Le 10 mai 1802, Louis Delgrès proclamait son appel vibrant à la résistance, ‘À l’Univers entier, le dernier cri de l’innocence et du désespoir‘, dans les rues de Basse-Terre en Guadeloupe. Ce manifeste historique dénonçait l’invasion napoléonienne, marquant un moment clé dans la lutte pour la liberté.
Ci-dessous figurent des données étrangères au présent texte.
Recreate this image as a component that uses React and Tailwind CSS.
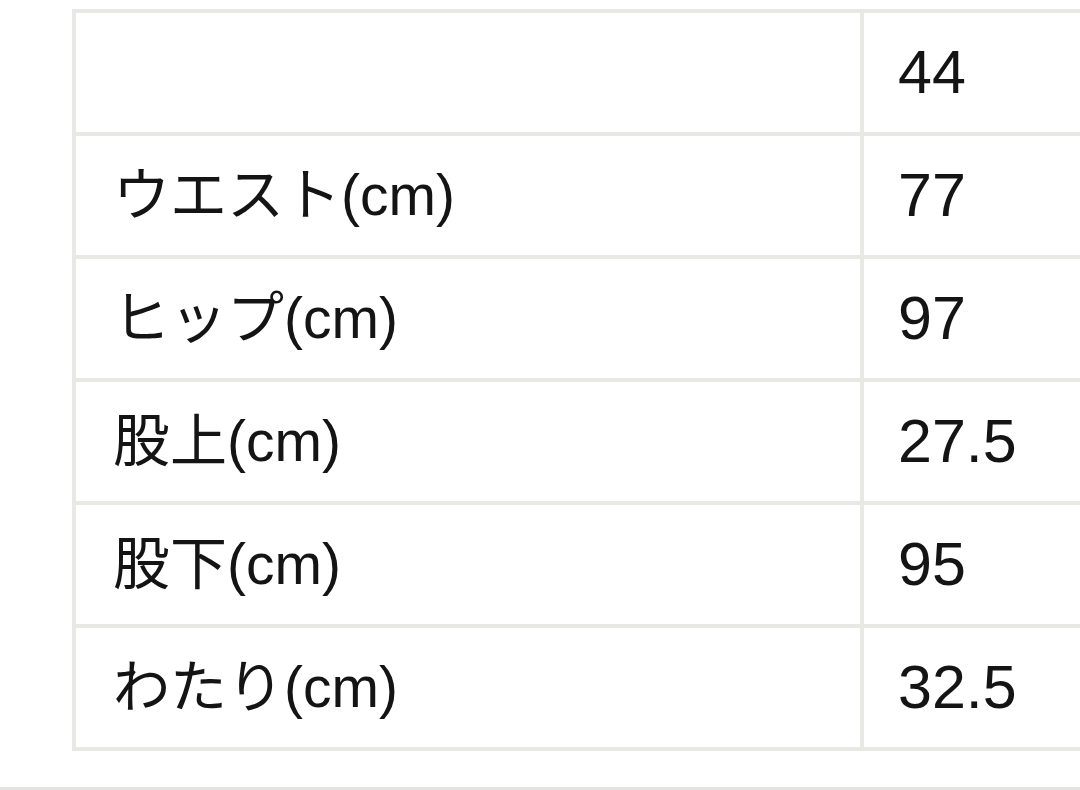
import React from "react";

const rows = [
  ["", "44"],
  ["ウエスト(cm)", "77"],
  ["ヒップ(cm)", "97"],
  ["股上(cm)", "27.5"],
  ["股下(cm)", "95"],
  ["わたり(cm)", "32.5"],
];

export default function App() {
  return (
    <div
      className="w-[1080px] h-[790px] overflow-hidden bg-white relative"
      style={{ fontFamily: '"Liberation Sans", "Noto Sans CJK JP", sans-serif' }}
    >
      <div className="pt-[9px] pl-[72px]">
        <div className="w-[1120px] border-t-4 border-l-4 border-[#e8e8e5]">
          {rows.map(([label, value], i) => (
            <div key={i} className="flex h-[123px] border-b-4 border-[#e8e8e5]">
              <div className="w-[788px] shrink-0 border-r-4 border-[#e8e8e5] flex items-center pl-[37px] text-[57px] text-[#141414] leading-none">
                {label}
              </div>
              <div className="flex-1 flex items-center pl-[34px] text-[61px] text-[#141414] leading-none">
                {value}
              </div>
            </div>
          ))}
        </div>
      </div>
      <div className="absolute left-0 right-0 top-[787px] h-[3px] bg-[#e3e3e1]" />
    </div>
  );
}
Louis Delgrès, 1802 : appel à la Liberté depuis la Guadeloupe
Louis Delgrès, né en 1766 à Saint-Pierre en Martinique, est un héros de la résistance antiesclavagiste en Guadeloupe. Engagé dans l’armée française en 1783, il devient un fervent défenseur des idéaux de la Révolution française et de l’abolition de l’esclavage. En 1799, il arrive en Guadeloupe, où il se distingue par son opposition à la politique esclavagiste de Napoléon Bonaparte. Le 10 mai 1802, en réponse à l’arrivée des forces napoléoniennes visant à rétablir l’esclavage, Delgrès rédige et diffuse à Basse-Terre sa célèbre proclamation « À l’Univers entier, le dernier cri de l’innocence et du désespoir« . Son acte ultime de défiance se manifeste le 28 mai 1802, quand lui et ses partisans choisissent de mourir en héros à Matouba, préférant la mort à la servitude sous le cri de « Vivre libre ou mourir« .
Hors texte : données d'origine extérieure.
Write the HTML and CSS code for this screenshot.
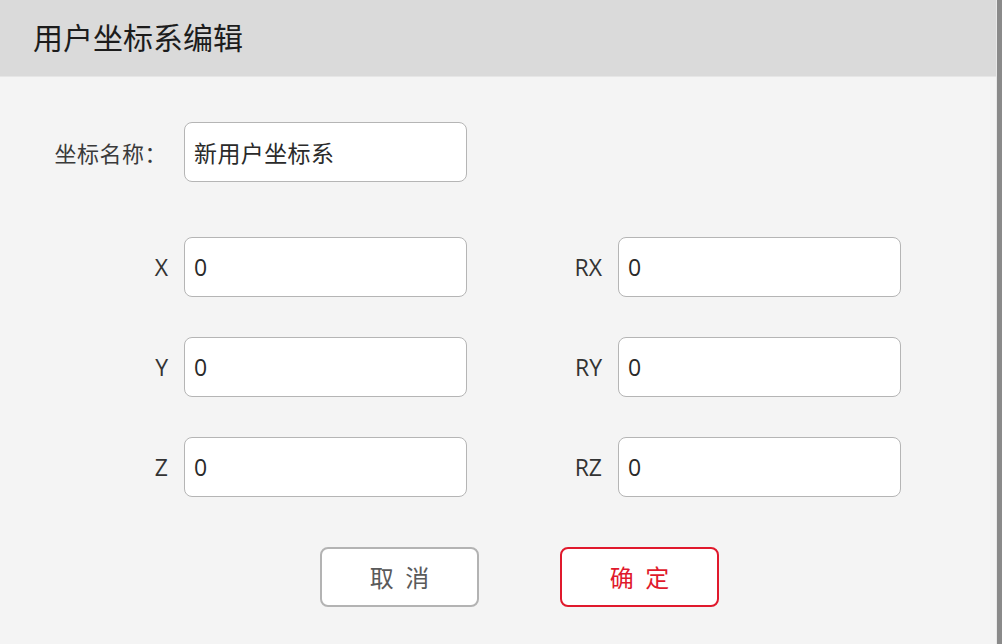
FILE: index.html
```html
<!DOCTYPE html>
<html lang="zh-CN">
<head>
<meta charset="utf-8">
<title>用户坐标系编辑</title>
<link rel="stylesheet" href="styles.css">
</head>
<body>
<div class="dialog">
  <div class="panel">
    <header class="header"><h1 class="title">用户坐标系编辑</h1></header>
    <main class="content">
      <div class="name-row">
        <label class="name-label">坐标名称：</label>
        <div class="field field-name">新用户坐标系</div>
      </div>
      <div class="coords">
        <label class="coord-label">X</label>
        <div class="field">0</div>
        <label class="coord-label">RX</label>
        <div class="field">0</div>
        <label class="coord-label">Y</label>
        <div class="field">0</div>
        <label class="coord-label">RY</label>
        <div class="field">0</div>
        <label class="coord-label">Z</label>
        <div class="field">0</div>
        <label class="coord-label">RZ</label>
        <div class="field">0</div>
      </div>
      <div class="actions">
        <button class="btn btn-cancel">取 消</button>
        <button class="btn btn-ok">确 定</button>
      </div>
    </main>
  </div>
  <div class="edge"></div>
</div>
</body>
</html>
```

FILE: styles.css
```css
* { box-sizing: border-box; }
html, body { margin: 0; padding: 0; }
body {
  width: 1002px;
  height: 644px;
  overflow: hidden;
  background: #f4f4f4;
  font-family: "Open Sans", "Noto Sans CJK SC", sans-serif;
}
.dialog {
  width: 1002px;
  height: 644px;
  display: flex;
  background: #f4f4f4;
}
.panel {
  width: 997px;
  flex: none;
  display: flex;
  flex-direction: column;
  border-right: 1px solid #e8e8e8;
}
.edge {
  width: 5px;
  flex: none;
  background: #8a8a8a;
}
.header {
  height: 77px;
  background: #dadada;
  border-bottom: 1px solid #e6e6e6;
  display: flex;
  align-items: center;
  padding-left: 33px;
}
.title {
  margin: 0;
  font-family: "Noto Sans CJK SC", sans-serif;
  font-size: 30px;
  font-weight: 400;
  color: #1c1c1c;
  line-height: 1;
  padding-bottom: 4px;
}
.content {
  padding: 45px 0 0 40px;
}
.name-row {
  display: flex;
  align-items: center;
  gap: 12px;
}
.name-label {
  width: 132px;
  text-align: right;
  font-family: "Noto Sans CJK SC", sans-serif;
  font-size: 22px;
  color: #3a3a3a;
  padding-right: 5px;
  letter-spacing: 0.5px;
}
.field {
  width: 283px;
  height: 60px;
  background: #fff;
  border: 1px solid #b5b5b5;
  border-radius: 8px;
  display: flex;
  align-items: center;
  padding-left: 9px;
  font-size: 23px;
  color: #2a2a2a;
}
.field-name {
  font-family: "Noto Sans CJK SC", sans-serif;
  font-size: 23px;
  letter-spacing: 0.4px;
}
.coords {
  margin-top: 55px;
  display: grid;
  grid-template-columns: 128px 283px 119px 283px;
  column-gap: 16px;
  row-gap: 40px;
  align-items: center;
}
.coord-label {
  text-align: right;
  font-size: 23px;
  color: #333;
}
.actions {
  margin-top: 50px;
  display: flex;
  gap: 81px;
  padding-left: 280px;
}
.btn {
  width: 159px;
  height: 60px;
  background: #fff;
  border-radius: 8px;
  font-family: "Noto Sans CJK SC", sans-serif;
  font-size: 24px;
  letter-spacing: 3px;
  padding: 0 0 2px 3px;
}
.btn-cancel {
  border: 2px solid #b3b3b3;
  color: #5a5a5a;
}
.btn-ok {
  border: 2px solid #e0192c;
  color: #e0192c;
}
```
À l’univers entier, le dernier cri de l’innocence et du désespoir
Louis Delgrès
Proclamation du 10 mai 1802
Basse-Terre (Guadeloupe)
Rédigée par le Citoyen Monnereau1
1802
À L’UNIVERS ENTIER,
LE DERNIER CRI DE L’INNOCENCE ET DU DÉSESPOIR.
« C’est dans les plus beaux jours d’un siècle à jamais célèbre par le triomphe des lumières et de la philosophie, qu’une classe d’infortunés, qu’on veut anéantir, se voit obligée d’élever la voix vers la postérité pour lui faire connaître, lorsqu’elle aura disparu, son innocence et ses malheurs.
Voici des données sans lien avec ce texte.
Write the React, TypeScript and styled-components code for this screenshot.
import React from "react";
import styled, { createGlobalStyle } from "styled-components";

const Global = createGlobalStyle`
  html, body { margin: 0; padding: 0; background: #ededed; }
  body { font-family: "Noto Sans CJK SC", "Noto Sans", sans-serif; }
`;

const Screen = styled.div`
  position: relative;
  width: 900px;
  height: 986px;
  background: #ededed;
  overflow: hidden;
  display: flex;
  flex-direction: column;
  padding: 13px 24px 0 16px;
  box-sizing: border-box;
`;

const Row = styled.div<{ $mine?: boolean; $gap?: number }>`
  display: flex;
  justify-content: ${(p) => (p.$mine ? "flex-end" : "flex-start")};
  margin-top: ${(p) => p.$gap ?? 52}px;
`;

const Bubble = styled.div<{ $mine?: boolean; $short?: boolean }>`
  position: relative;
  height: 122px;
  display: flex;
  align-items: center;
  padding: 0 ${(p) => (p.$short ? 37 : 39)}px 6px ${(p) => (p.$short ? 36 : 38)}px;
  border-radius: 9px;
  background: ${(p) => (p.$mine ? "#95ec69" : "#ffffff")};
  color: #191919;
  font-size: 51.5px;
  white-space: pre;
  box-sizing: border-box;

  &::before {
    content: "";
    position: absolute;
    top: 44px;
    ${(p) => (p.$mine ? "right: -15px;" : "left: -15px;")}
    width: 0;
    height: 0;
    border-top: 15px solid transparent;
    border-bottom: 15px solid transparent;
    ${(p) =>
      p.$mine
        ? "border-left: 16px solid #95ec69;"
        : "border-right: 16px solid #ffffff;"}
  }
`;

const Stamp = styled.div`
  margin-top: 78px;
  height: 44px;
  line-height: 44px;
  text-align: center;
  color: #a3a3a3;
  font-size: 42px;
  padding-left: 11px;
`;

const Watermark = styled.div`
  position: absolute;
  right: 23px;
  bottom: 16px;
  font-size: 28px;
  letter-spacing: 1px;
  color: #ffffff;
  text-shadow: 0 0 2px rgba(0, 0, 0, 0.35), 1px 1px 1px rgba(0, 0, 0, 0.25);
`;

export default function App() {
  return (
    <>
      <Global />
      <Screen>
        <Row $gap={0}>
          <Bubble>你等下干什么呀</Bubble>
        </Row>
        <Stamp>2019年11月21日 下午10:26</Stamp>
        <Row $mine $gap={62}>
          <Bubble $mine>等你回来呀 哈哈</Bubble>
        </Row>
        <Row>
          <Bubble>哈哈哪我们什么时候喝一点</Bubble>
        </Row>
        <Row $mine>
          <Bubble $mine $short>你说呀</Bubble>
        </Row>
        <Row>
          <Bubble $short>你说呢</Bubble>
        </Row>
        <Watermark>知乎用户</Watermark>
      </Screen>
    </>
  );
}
« Victimes de quelques individus, altérés de sang et qui ont osé tromper le gouvernement français, une foule de citoyens, toujours fidèles à la patrie, se voient enveloppés dans une proscription méditée par l’auteur de tous les maux.
« Le général Richepance, dont nous ne connaissons pas l’étendue des pouvoirs, puisqu’il ne s’annonce que comme général d’armée, ne nous a encore fait connaître son arrivée que par une proclamation dont toutes les expressions sont si bien mesurées que, lors même qu’il promet protection, il pourrait nous donner la mort sans s’écarter des termes dont il se sert ; à ce style, nous avons reconnu l’influence du contre-amiral Lacrosse, qui nous a juré une haine éternelle… Oui, nous aimons à croire que le général a été, lui aussi, trompé par cet homme perfide, qui sait employer également les poignards et la calomnie.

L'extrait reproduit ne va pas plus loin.